The scope and focus of this rule are further explained in these new paragraphs to the Comment of the Illinois rule:

[3] Discrimination and harassment by lawyers in the practice of law in violation of paragraph (j) undermines confidence in the legal profession and the legal system. Conduct in the practice of law includes representing clients; interacting with witnesses, coworkers, court personnel, lawyers, and others when representing clients; operating or managing a law firm or law practice; and participating in law-related professional activities or events, including law firm or bar association educational or social events. Conduct protected by the Constitutions of the United States or the State of Illinois, including a lawyer’s expression of views on matters of public concern in the context of teaching, public speaking, or other forms of public advocacy, does not violate this paragraph.


[3A] The Rules of Professional Conduct are rules of reason, and whether conduct violates paragraph (j) must be judged in context and from an objectively reasonable perspective. See Scope, paragraph [14]. Discrimination means harmful verbal or physical conduct directed at another person or group that manifests bias or prejudice on the basis of any characteristics identified in paragraph (j). Harassment includes conduct directed at another person or group that is invasive, pressuring, or intimidating in relation to any characteristic identified in paragraph (j). It includes sexual harassment and derogatory or demeaning verbal or physical conduct. Sexual harassment includes unwelcome sexual advances, requests for sexual favors, and other unwelcome verbal or physical conduct of a sexual nature.

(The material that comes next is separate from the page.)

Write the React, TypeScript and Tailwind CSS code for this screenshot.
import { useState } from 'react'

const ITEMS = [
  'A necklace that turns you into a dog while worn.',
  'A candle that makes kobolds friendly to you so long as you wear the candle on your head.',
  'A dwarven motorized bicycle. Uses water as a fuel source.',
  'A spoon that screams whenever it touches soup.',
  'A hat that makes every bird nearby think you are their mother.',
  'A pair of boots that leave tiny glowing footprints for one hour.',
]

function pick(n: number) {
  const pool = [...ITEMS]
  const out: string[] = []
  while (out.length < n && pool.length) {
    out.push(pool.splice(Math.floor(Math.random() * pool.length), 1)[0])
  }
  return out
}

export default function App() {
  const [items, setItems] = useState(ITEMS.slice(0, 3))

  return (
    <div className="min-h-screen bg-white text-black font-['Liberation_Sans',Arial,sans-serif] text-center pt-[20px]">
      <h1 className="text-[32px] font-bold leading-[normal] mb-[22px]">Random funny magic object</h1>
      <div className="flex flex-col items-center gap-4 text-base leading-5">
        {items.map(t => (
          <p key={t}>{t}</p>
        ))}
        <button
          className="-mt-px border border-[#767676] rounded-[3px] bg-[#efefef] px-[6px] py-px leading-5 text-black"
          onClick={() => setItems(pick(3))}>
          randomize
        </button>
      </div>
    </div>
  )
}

The substantive law of antidiscrimination and antiharassment statutes and caselaw may guide the application of paragraph (j) and the evaluation of whether specific conduct constitutes discrimination or harassment. In addition, any judicial or administrative tribunal findings involving the same conduct may be considered in assessing whether a lawyer has violated paragraph (j). A trial judge’s finding that preemptory challenges were exercised on a discriminatory basis does not alone establish a violation of paragraph (j).


[3B] Lawyers may engage in conduct undertaken to promote diversity and inclusion without violating paragraph (j) by, for example, implementing initiatives to encourage recruiting, hiring, retaining, and advancing diverse employees or sponsoring diverse law student organizations. A lawyer does not violate paragraph (j) by limiting the scope or subject matter of the lawyer’s practice or by limiting the lawyer’s practice to members of underserved populations in accordance with these Rules and other law. A lawyer may charge and collect reasonable fees and expenses for a representation. See Rule 1.5(a). Lawyers should be mindful of their obligation under Rule 6.2 not to avoid appointments from a tribunal except for good cause. A lawyer’s representation of a client does not constitute an endorsement by the lawyer of the client’s views or activities. See Rule 1.2(b).

It will be interesting to see moving forward how much criticism gets lobbed Illinois’s way for the adoption of this rule and whether, as has been the case in a few jurisdictions, lawsuits are filed seeking to challenge it on First Amendment grounds. It is also noteworthy that the Illinois version of this rule explicitly explains that efforts at “promoting diversity and inclusion” are not violative of the rule.

Speaking of such topics, I remain of course strongly aware that nothing like this rule has any chance of being adopted in my home state of Tennessee anytime soon (and likely not during my lifetime). Rather, lawyers in Tennessee have to continue to endure and be embarrassed by the depressing priorities of our current Attorney General.

His latest effort is leading up this group of AGs to attack the ABA’s Standard regarding law schools and accreditation regarding diversity and inclusion. This, of course, is not a one-off example of Mr. Skrmetti leading his office into the fray on behalf of right-wing causes celeb. It is only the latest along with his others like this and this and this and this and this.